On Tuesday evening, a Contact Group representative, Charles Thomas, stated in Belgrade that Bosnian Serbs "need not sign anything for the time being".

"The Bosnian Serbs are not expected to unconditionally and a priori accept and put their signature on the proposed maps of distribution of terriories, if they are not satisfied with them", Thomas said to news agency "Beta".

That is all the leader of Bosnian Serbs, Radovan Karadzic, needed, so he hurried on Wednesday already to say that he was ready to accept peace and continue negotiations about the Contact Group plan. The leadership in Pale also expressed expectations that the members of the Contact Group would come to Pale and discuss everything.

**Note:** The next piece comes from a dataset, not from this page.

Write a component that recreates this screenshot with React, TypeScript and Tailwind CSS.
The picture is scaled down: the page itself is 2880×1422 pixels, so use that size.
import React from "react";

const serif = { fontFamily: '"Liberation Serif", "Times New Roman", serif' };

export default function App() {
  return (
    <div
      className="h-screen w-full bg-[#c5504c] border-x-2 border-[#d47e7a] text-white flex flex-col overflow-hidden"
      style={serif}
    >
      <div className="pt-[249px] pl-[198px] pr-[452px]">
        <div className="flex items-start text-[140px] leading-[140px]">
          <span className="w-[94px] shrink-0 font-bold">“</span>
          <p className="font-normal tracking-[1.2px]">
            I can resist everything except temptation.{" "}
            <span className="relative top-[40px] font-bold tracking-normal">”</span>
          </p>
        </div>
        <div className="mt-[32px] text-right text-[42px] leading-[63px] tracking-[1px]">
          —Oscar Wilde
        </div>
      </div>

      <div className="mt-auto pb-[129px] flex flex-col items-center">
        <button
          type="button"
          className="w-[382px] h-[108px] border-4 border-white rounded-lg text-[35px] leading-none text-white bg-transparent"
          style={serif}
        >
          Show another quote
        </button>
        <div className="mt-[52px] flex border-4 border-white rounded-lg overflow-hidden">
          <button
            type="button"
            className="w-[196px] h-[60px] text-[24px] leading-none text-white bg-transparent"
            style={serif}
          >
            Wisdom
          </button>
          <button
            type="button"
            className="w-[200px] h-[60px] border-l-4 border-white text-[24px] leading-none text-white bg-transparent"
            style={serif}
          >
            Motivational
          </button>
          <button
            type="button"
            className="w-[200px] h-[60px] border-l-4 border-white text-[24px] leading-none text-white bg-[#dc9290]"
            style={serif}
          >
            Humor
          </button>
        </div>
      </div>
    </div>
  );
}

Such developments could be described as a triumph of the doctrine chosen by Pale. One should, perhaps, remember that the Bosnian Serbs, apart from the conflict with the whole world, entered a sharp conflict with Belgrade for the very reason that they had refused to sign the peace plan offered as an ultimatum "take it or leave it", and that the main stumbling block in that plan was that very same territorial separation from the Muslims and the Croats. There is no ultimatum any more, and the peace plan is just a basis for negotiations that Pale is expected to accept just verbally, according to Thomas's explanation.

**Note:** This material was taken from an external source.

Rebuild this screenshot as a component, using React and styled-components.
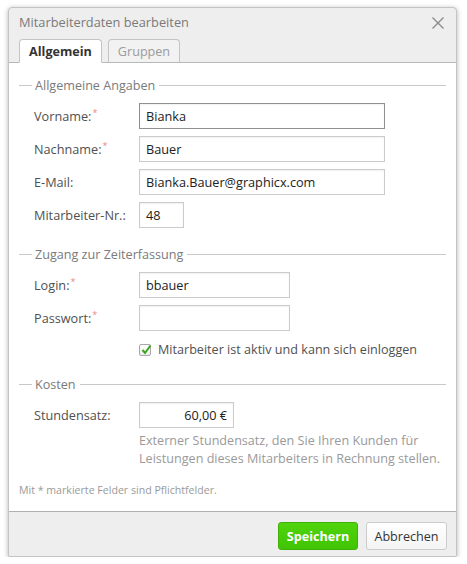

Thomas also said that the next phase should imply "negotiations of interested parties, either direct or indirect, and seeking solutions for the remaining controversial issues in respect to distribution of territories and constitutional solutions". Implementation of the plan would, as he stated, begin "only after solutions acceptable for all parties in conflict are reached through negotiations".

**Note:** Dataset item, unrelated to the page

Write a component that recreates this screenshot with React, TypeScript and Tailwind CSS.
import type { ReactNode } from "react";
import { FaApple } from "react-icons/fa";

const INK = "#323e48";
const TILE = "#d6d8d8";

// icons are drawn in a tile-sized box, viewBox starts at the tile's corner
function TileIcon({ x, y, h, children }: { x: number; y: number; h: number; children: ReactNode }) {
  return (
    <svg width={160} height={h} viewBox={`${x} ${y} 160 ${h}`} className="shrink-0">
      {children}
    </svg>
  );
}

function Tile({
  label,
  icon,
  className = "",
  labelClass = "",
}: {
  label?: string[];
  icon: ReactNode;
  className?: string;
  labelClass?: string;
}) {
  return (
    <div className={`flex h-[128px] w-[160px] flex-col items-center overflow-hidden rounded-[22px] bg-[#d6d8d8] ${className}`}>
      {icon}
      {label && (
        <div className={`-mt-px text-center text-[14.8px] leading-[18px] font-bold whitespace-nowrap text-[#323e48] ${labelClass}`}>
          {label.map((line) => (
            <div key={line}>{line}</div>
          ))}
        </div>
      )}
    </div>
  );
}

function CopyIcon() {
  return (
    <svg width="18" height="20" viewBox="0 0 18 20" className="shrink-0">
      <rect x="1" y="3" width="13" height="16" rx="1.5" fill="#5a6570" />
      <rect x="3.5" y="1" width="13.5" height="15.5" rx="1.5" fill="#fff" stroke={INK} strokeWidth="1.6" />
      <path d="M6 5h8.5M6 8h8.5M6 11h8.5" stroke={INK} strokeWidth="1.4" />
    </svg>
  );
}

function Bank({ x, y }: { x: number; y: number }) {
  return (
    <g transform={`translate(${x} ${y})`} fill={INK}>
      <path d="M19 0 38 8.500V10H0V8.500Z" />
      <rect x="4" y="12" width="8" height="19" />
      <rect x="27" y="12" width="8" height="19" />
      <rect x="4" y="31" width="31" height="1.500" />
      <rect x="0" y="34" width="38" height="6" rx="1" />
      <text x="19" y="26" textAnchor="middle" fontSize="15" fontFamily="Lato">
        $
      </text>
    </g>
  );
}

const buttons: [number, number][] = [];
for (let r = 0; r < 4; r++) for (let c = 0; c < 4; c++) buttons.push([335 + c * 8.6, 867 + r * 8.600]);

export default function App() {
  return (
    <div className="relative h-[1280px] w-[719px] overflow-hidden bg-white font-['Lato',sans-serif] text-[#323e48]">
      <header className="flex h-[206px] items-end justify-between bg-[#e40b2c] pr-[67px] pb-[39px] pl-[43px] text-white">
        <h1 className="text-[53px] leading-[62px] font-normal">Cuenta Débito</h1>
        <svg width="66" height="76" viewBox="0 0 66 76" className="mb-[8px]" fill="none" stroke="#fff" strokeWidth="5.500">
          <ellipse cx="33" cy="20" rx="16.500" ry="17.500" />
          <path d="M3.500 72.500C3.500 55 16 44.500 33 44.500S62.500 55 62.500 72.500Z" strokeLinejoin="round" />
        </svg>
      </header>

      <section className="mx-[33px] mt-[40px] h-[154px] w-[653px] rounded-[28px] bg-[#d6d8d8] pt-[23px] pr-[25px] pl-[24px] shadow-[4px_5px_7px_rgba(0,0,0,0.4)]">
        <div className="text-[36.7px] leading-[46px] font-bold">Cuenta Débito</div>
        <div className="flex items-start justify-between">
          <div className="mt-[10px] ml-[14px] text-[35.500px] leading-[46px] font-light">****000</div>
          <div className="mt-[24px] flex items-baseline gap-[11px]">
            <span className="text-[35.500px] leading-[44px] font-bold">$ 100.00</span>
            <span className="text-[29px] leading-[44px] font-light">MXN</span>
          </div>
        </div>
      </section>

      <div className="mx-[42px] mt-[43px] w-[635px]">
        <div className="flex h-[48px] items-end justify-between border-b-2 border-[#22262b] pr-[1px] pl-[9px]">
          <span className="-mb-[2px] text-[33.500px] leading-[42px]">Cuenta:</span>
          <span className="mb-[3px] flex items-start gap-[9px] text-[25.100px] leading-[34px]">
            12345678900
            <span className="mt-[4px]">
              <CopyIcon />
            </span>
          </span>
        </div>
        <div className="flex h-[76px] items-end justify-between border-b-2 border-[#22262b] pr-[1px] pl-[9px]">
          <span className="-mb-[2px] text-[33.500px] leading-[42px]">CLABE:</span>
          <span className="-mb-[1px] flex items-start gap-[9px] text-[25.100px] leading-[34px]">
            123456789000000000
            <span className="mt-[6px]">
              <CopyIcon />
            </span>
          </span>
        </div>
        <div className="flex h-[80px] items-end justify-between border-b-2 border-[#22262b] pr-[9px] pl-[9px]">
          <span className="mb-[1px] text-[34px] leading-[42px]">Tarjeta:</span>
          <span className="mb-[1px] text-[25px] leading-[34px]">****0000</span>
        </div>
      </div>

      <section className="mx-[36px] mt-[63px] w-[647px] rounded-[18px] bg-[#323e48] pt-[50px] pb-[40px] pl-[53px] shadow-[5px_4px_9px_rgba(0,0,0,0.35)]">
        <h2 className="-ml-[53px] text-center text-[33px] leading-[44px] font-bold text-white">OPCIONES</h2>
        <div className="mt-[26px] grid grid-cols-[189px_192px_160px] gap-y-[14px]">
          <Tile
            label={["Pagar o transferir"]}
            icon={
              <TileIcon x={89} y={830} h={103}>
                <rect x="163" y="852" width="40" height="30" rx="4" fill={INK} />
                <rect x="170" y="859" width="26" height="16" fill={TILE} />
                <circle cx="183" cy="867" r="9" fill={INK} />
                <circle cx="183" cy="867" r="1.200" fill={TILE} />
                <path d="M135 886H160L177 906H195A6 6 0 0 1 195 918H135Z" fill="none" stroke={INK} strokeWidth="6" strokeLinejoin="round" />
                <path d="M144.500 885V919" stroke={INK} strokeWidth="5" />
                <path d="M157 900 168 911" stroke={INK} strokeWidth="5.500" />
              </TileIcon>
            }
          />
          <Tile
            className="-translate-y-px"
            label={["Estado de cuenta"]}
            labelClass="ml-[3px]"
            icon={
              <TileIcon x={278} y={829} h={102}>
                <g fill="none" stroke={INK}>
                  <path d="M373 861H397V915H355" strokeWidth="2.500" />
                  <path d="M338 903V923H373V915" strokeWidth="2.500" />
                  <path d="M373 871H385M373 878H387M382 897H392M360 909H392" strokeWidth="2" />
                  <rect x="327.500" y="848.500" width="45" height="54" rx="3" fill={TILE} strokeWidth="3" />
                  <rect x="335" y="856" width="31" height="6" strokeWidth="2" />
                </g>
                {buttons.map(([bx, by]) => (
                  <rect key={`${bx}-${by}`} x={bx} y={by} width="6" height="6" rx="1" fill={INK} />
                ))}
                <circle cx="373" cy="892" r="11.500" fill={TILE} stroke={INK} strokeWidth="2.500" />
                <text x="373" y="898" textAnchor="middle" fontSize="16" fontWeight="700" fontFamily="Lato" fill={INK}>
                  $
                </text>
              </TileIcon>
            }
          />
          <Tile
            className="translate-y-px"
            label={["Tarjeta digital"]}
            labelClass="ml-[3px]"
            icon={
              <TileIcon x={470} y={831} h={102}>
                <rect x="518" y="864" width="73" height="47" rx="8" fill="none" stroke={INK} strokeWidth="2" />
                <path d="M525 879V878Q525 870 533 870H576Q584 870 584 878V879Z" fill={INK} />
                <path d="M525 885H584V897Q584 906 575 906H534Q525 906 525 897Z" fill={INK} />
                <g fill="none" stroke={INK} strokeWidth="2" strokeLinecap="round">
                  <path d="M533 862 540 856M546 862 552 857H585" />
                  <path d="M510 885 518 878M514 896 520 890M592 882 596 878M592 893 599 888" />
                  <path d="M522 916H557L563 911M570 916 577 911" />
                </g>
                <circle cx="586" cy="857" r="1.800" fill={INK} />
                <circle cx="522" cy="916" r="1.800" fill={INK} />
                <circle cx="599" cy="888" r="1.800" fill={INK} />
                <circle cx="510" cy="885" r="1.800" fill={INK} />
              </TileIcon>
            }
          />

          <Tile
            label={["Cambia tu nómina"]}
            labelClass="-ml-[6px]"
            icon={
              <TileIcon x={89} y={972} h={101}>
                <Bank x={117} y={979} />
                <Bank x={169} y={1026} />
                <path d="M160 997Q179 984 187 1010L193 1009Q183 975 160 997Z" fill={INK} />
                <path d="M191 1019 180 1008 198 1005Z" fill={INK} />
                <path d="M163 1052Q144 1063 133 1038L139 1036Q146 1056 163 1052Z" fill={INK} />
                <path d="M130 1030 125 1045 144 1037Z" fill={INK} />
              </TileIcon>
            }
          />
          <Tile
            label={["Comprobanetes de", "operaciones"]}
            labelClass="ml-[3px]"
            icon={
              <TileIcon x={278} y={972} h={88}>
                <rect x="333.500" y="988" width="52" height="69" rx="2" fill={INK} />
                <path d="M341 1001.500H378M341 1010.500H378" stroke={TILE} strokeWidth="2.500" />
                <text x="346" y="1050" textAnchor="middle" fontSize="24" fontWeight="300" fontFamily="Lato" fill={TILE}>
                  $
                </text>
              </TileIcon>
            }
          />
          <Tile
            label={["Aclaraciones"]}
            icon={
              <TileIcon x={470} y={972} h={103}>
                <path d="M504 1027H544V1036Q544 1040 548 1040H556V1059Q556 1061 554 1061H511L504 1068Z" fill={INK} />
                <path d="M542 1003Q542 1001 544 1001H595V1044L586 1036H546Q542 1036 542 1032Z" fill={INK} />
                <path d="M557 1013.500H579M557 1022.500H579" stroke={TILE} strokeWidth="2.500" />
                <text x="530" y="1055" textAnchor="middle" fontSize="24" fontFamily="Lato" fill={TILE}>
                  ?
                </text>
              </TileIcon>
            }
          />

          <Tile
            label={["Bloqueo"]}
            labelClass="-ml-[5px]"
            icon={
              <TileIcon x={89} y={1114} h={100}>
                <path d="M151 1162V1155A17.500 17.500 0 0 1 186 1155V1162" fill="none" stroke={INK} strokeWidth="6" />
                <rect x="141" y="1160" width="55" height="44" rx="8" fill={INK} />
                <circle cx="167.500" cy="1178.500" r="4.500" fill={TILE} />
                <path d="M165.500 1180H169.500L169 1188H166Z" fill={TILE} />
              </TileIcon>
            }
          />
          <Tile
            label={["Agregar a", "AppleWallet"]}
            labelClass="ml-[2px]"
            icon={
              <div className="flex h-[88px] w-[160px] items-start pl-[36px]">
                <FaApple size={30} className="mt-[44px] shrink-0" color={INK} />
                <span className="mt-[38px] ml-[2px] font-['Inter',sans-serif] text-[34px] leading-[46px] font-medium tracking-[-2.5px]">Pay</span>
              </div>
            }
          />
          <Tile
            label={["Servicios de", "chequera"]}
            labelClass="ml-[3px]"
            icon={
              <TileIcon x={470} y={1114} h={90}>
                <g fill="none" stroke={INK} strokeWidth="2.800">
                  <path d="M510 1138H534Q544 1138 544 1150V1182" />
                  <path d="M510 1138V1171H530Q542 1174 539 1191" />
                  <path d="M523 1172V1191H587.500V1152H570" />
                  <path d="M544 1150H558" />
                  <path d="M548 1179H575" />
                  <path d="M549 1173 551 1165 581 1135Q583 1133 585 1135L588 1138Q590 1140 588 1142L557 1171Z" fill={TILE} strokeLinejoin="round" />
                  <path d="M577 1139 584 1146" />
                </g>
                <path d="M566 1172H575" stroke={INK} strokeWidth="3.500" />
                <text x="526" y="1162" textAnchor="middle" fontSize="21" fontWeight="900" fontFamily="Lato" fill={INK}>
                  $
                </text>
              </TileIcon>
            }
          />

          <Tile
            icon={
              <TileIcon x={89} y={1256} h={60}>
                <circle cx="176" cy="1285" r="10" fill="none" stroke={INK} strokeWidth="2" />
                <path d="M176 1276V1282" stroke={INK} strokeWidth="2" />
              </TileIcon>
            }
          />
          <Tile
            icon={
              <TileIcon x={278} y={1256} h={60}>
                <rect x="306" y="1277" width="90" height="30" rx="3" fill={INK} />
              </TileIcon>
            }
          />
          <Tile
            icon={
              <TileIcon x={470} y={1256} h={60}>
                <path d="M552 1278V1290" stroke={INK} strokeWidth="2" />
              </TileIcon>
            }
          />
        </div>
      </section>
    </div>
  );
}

At this point, the whole "Bosnian pot" is back at the beginning. The Contact Group, namely, had already once proposed a plan with borders drawn according to the principle "take it or leave it" for the very reason that "interested parties" were uncapable of reaching an agreement. Generally speaking, the international community was then already frustrated with the conflict in Bosnia to such an extent that the "five great ones" decided to take matters into their own hands and solve the dispute the way they thought best, and then force the warring Bosnian nations to accept the solution.

But, Karadzic was not willing to accept the offered solution, and the change of attitude reflected in Thomas's statement shows that united forces of Belgrade and the world did not manage to organize a sufficiently great pressure on him and his copatriots. It is not difficult to guess that the Government in Sarajevo will receive this change with bitter disapproval and that it will be the one to be dissatisfied now, since it claimed that it was not completely satisfied with the plan rejected by the Bosnian Serbs either.

It is true that Thomas assures that neither the USA nor the Contact Group have changed their stance towards the peace plan and that it is just "formulated more precisely". He said that "the word confederation is not mentioned anywhere" in the recently adopted text, "that is, the possibility for the Bosnian Serbs to enter into confederation with Belgrade".

In the same statement, Thomas also said the following: "Participants in the negotiations (the parties in conflict) will have to determine solutions on their own, and we will not interfere with any of the aspects of their negotiations. The Contact Group itself will assist in negotiations, but it will not give any suggestions to the representatives of the Bosnian-Croatian federation, nor to the Bosnian Serbs in respect to territorial, constitutional and other solutions".

Although it is true that confederation is not mentioned, but constitutional arrangements are, and therefrom, confederate or any other type of mutual connections and connections with neighbouring countries are topics to be agreed about by the warring parties. And that is exactly what happened just before the first plan of the Contact Group was reached, when, just like now, Pale and Sarajevo held irreconcilable positions.

The key role in the change of the attitude of the international community towards the peace plan, i.e. its abandoning of the ultimatum "take it or leave it" model, was probably played by great military victories of Bosnian Serbs in the region of Bihac, where the forces of the Government in Sarajevo are facing total defeat. The world could choose between two possibilities: to force the Serbs with military means to accept the plan or to reoprn the negotiating process. Threats with air strikes did not succeed, none of the Western countries are ready to send their troops, so only this possibility was left.

All the actors in the performance will, of course, have their own interpretations, but the only one, and rightfully, who will be satisfied is Radovan Karadzic. The international community will say that it has succeeded in returning the Bosnian Serbs to the negotiating table, although they had agreed to do so before, had the already drawn maps not been offered as an ultmatum. Slobodan Milosevic will try to explain to the public in Serbia that his just efforts for peace have born fruit and that events have taken this course just because Karadzic and the international community have accepted his (Milosevic's) attitudes and advices.

Karadzic will victoriously explain to his copatriots that their just struggle for freedom and their own state has resulted in a victory and that the international community had to admit in the end that the maps the people had rejected in their referendum were unjust. In order to prevent anyone from believing that the Serbian agreement to continuation of negotiations is a sign of a change of stance, Momcilo Krajisnik, on Wednesday again, said that Pale would never accept Bosnia as a state. They both consider the confederation to be a "fait accompli" and are getting ready to draw new maps, but none of them mentions percentages any more (49 vs. 51 in favour of the Muslim-Croatian federation). There are even certain indications that the Serbs, after their success in Bihac, could even insist on more territories.

The fact remains that between the two versions of the Contact Group plan, the one with the "take it or leave it" ultimatum and the latest one, thousands of new victims were killed. If things might seem to be going in circles on the political plane, the tragedy of fratricidal slaughter is continuing on its way down the oneway blood-stained street.